A glance at the front page of the Washington Post website before retiring last night had four stories pegged to the new Indiana Jones movie: an archaeologist complaining that the Indy movies are (omg!) not an accurate portrayal of the profession; the wacky backstory on antiquities from Afghanistan on display at the National Gallery of Art; a Reuters story from Friday about Russian Communists calling for the movie to be banned because it is (omg!) not an accurate portrayal of Soviet agents (plus, Harrison Ford and Cate Blanchett are second-rate actors, serving as the running dogs of the CIA); and the transcript of a Wednesday online chat with Post feature writer Hank Stuever about his earlier article, “Indiana Jones and the Meaningless Void.”
With more than 100 reporters, editors, photographers, artists and other journalists taking early retirement packages to cut costs and reduce the newsroom staff by at least 10 percent, it is almost as if the Washington Post is jumping on the Indy bandwagon the way Jones would leap on a truck the villains are using to transport some rare treasure — expressing a subconscious desire for the grizzled adventurer to swing in on his whip and rescue them from the Temple of Mammon. They can take comfort in a paraphrase of French archeologist Rene Belloq — if they bury their heads in the sand for another thousand years, the paper will be priceless.

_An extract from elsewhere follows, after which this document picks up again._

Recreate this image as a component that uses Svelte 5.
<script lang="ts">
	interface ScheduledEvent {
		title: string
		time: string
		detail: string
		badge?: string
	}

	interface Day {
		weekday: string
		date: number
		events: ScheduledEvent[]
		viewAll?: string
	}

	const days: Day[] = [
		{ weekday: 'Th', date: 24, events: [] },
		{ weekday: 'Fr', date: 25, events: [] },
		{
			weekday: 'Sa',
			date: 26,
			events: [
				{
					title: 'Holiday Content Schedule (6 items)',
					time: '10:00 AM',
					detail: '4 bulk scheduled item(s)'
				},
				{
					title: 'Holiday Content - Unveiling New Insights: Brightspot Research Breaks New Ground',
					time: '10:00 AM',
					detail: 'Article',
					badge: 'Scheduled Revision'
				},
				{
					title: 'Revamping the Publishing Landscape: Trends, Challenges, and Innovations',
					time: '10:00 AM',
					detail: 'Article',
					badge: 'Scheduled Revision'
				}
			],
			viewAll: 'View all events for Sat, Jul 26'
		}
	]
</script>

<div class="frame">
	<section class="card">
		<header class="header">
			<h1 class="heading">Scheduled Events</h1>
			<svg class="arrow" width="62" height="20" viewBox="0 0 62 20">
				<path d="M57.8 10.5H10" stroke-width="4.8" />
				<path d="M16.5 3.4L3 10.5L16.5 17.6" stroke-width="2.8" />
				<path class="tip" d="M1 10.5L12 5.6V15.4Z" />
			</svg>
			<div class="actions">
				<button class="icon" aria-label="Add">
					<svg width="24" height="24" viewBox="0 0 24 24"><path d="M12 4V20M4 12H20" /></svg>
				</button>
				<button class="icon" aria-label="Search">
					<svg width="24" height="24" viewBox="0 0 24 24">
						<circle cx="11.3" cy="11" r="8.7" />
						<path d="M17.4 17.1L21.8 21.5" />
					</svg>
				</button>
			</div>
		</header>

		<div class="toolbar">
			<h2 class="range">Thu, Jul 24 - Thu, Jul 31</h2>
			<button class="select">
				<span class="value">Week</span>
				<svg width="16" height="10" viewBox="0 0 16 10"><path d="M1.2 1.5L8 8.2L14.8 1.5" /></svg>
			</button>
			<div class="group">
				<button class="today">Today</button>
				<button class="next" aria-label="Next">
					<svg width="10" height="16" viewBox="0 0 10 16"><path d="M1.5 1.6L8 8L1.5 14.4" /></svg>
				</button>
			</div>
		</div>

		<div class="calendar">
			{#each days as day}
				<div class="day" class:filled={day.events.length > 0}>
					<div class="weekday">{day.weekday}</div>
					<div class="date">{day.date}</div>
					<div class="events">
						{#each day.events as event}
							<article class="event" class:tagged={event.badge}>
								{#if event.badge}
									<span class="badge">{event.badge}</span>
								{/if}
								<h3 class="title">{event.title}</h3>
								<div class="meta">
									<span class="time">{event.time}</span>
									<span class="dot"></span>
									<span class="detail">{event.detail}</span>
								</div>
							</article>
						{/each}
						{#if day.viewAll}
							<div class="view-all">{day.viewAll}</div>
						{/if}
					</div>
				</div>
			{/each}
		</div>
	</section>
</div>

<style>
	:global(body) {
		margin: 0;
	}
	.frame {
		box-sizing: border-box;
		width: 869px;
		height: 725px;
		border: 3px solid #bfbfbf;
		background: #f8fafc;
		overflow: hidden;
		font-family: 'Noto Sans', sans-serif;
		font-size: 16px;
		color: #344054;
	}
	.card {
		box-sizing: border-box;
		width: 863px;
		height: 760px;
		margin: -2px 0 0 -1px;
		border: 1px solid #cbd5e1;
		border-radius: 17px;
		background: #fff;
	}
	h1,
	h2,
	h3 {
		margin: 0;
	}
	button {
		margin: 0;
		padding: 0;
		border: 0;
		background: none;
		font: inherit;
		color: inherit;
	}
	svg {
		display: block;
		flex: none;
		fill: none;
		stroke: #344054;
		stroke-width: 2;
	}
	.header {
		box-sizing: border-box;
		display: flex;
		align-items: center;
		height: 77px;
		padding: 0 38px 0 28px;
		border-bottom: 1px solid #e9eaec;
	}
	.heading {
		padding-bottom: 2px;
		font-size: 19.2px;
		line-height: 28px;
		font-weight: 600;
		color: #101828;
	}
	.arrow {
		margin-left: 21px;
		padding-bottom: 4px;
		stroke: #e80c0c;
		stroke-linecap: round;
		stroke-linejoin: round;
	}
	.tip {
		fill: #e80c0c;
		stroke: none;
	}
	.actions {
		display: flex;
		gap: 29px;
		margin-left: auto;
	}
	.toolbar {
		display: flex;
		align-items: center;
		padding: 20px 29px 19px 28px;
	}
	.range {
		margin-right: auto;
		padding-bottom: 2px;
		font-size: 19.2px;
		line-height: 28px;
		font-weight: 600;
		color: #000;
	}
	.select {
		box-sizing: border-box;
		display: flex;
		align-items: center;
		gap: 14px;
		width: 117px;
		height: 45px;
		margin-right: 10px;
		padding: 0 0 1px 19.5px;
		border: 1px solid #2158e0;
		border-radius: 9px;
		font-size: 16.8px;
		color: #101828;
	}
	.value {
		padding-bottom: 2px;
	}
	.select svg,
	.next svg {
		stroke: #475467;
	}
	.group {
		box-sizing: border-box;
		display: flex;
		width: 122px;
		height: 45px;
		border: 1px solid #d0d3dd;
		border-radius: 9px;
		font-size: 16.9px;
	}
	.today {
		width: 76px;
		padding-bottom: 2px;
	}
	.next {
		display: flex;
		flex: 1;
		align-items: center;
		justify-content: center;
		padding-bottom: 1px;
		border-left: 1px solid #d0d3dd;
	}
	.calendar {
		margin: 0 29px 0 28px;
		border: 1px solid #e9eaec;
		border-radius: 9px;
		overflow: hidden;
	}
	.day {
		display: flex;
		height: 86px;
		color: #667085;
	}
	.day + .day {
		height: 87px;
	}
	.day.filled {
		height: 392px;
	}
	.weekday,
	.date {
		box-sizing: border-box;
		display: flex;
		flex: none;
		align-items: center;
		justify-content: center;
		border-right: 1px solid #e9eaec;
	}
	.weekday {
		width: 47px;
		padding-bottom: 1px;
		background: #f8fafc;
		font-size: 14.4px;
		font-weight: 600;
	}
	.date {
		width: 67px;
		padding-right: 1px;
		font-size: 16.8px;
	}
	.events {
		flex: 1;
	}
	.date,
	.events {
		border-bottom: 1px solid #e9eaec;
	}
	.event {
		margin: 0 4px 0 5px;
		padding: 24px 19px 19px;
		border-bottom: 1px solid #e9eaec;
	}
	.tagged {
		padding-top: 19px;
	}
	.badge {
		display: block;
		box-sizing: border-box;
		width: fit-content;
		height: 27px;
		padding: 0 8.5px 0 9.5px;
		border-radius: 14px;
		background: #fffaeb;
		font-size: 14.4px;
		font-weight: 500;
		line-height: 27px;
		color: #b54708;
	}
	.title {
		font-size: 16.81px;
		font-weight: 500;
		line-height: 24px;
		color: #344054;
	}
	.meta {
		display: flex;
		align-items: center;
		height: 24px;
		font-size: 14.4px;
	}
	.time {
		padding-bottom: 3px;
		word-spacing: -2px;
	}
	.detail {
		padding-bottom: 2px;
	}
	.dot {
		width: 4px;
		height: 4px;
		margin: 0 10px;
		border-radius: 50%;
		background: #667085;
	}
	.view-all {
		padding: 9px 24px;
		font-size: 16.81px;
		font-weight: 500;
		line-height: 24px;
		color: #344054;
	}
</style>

More interesting to note the article in today’s Washington Post Style and Arts section about the Recount movie. It’s a blatant piece of Democratic political propaganda, especially viewed in light of a Washington Post article earlier this week which gave it a fair review but also specified that it is told from a Democratic perspective and is thus biased.

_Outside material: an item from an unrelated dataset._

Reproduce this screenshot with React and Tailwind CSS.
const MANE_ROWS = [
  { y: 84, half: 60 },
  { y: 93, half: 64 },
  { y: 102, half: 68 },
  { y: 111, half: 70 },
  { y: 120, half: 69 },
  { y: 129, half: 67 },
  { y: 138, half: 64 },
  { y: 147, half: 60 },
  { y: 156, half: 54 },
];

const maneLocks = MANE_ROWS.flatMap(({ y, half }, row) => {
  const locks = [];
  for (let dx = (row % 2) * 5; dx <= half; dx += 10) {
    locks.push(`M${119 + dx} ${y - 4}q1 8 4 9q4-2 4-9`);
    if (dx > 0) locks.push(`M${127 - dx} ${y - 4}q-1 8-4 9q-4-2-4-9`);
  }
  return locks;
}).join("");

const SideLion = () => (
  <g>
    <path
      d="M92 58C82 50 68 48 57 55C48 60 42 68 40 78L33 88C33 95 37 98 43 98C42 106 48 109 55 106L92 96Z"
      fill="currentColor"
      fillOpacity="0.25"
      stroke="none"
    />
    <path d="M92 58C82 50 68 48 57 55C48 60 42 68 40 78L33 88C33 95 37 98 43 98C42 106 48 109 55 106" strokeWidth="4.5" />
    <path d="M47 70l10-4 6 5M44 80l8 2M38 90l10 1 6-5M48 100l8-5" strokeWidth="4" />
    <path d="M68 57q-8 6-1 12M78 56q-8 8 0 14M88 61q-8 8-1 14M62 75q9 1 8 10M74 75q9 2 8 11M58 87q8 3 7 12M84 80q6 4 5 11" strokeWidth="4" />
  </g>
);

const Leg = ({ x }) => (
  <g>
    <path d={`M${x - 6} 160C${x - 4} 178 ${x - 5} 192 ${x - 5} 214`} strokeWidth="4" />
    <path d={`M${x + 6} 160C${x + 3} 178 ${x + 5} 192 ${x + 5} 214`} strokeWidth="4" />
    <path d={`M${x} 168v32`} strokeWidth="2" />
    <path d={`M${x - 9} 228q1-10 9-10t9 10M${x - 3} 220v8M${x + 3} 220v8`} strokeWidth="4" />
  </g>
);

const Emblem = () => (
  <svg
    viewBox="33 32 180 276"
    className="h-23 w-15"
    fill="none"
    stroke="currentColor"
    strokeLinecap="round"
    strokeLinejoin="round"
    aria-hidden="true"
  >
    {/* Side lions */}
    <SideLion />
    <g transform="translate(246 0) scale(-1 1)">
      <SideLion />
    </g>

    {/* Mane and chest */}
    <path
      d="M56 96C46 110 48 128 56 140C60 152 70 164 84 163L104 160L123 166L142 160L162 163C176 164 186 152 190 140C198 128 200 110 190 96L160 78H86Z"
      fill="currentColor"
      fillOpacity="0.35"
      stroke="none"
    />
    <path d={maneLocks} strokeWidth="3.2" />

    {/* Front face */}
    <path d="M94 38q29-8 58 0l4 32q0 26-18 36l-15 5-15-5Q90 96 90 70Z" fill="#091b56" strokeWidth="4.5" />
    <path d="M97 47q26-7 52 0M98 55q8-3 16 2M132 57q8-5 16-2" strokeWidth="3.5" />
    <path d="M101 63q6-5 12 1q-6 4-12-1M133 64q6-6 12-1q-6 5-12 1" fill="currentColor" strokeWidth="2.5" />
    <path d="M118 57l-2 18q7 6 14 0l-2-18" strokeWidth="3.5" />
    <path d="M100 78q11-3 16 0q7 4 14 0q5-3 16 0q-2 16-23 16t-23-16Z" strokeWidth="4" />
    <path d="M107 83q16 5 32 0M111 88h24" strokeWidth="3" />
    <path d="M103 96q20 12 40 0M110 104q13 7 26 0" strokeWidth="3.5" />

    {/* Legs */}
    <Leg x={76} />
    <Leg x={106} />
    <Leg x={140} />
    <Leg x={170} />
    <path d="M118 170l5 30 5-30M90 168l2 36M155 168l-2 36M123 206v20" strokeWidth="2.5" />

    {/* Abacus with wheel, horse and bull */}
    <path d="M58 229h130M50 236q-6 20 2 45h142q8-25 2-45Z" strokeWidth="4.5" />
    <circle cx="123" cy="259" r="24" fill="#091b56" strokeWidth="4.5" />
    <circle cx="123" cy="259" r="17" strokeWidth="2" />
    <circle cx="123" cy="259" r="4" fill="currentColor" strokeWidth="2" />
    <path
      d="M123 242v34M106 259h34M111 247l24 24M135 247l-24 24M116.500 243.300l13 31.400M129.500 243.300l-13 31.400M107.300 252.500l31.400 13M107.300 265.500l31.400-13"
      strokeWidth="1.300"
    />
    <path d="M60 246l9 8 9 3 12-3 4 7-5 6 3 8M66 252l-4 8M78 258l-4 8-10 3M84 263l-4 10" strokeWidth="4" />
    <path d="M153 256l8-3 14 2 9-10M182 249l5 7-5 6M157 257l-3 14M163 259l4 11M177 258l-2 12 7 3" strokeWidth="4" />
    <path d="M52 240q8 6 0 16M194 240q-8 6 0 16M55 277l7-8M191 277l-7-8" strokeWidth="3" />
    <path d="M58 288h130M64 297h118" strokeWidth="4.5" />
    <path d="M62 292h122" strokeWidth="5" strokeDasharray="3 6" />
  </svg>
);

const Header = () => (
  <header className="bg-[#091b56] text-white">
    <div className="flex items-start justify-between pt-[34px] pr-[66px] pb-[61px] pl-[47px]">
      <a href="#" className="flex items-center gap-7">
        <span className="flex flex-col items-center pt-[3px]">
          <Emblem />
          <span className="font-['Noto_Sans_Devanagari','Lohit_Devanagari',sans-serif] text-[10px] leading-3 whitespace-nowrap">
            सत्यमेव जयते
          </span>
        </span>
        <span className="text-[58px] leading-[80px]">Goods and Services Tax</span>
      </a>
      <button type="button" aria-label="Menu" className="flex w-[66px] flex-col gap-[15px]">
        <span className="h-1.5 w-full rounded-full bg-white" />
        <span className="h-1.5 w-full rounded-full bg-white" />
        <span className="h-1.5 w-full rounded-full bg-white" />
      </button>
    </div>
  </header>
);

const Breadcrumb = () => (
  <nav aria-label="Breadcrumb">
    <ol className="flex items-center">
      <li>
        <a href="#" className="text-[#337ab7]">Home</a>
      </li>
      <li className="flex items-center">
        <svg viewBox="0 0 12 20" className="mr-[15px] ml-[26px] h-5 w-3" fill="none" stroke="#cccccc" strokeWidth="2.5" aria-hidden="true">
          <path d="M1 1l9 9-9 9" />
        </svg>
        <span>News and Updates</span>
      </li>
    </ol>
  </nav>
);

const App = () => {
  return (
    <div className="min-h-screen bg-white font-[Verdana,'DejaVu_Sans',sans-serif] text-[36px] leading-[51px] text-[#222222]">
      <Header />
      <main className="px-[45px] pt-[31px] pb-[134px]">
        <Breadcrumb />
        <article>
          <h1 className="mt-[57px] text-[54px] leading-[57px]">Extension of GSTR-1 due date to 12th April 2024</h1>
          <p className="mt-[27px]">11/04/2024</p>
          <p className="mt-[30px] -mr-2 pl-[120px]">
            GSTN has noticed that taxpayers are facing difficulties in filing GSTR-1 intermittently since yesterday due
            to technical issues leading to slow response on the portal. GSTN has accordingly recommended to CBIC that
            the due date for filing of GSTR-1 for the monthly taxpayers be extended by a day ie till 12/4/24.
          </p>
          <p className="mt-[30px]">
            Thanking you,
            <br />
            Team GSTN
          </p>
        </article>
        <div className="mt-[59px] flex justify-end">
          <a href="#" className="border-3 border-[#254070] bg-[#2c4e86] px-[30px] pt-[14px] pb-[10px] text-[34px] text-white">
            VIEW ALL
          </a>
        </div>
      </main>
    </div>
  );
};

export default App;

Interesting now that Indy is battling Communists, the movie gets panned.
I’d pay money to have an honest-to-Stalin apparatchik refer to me as a capitalist running dog.
No, really.
SGTTed,
Overall, the movie has gotten good reviews (see RottenTomatoes). And there’s a Joe McCarthy subplot that goes nowhere but seems to be included as a comment on the current political climate.
2:30 in the morning I had to hear a twenty minute rant on how bad it was. The gist was it was entertaining but it sucked. Bad guys too Scooby Doo cartoony is mostly what I remember. Oh. Also said it looked low budget. I find that hard to believe.
“Rene Belloq”
I saw the as “Rene Balrog”
Then I realized he’s French.
HA!
Not an accurate portrayal of Soviet agents?
What, they didn’t kill enough peasants?
Like I give a rats’ ass what the inheritors of the gulags and the pogroms and the purges and the deliberate starvation of their own people have to say.
Suck it, commies, sick of you!
But now I’m going to have to see the movie to see whether all the panning is really leftist umbrage or not.
“Suck it, commies, sick of you!”
Ummmmm…
“Commies” is passe. They have long since changed their name to “Greens”.
Another point worth mentioning is the political POV of the archaeologist himself selected to write this dyspeptic and dull piece. After deploring the whip-and-fedora image of archaeologists (generally a bunch of scruffy, bearded second-raters who divide their time between drumming up funding or tenure and trying to seduce their generally overweight students–I should know, since I’ve been on a ‘summer dig’), he then slyly went on to trash the branch known as ‘Biblical archaeology’ by declaring that recent finds had succeeded in debunking the notion of large-scale kingdoms for David and Solomon–and that this was now generally accepted. This simply isn’t true. The palace ‘stables’ that have been discovered and assigned to their eras have been deemed insufficiently large to serve as the seat of a large kingdom or military entity–and that’s about it, evidence-wise.
Why does this matter? Because the existence and bondaries of the ancient Jewish kingdoms are a major part of the argument over the very existence of modern Israel; leftists in academia, particularly European ones (but an increasing number of israelis as well) are dedicated to whittling the phsyical evidence of their history to as small a size as possible.
Comment by Hope Muntz on 5/25 @ 12:17 pm #
Scratch a lefty, find a fascist.
the notion of large-scale kingdoms for David and Solomon
What do they reckon would qualify as a large-scale kingdom in a remote desert 6000 years ago?
Archaeologists basically come in third behind reporters and lawyers, AFAIC.
I sometimes watch documentaries on the subject just to see how much crap someone can make up in 45 minutes, and I don’t have court TV so I have to settle.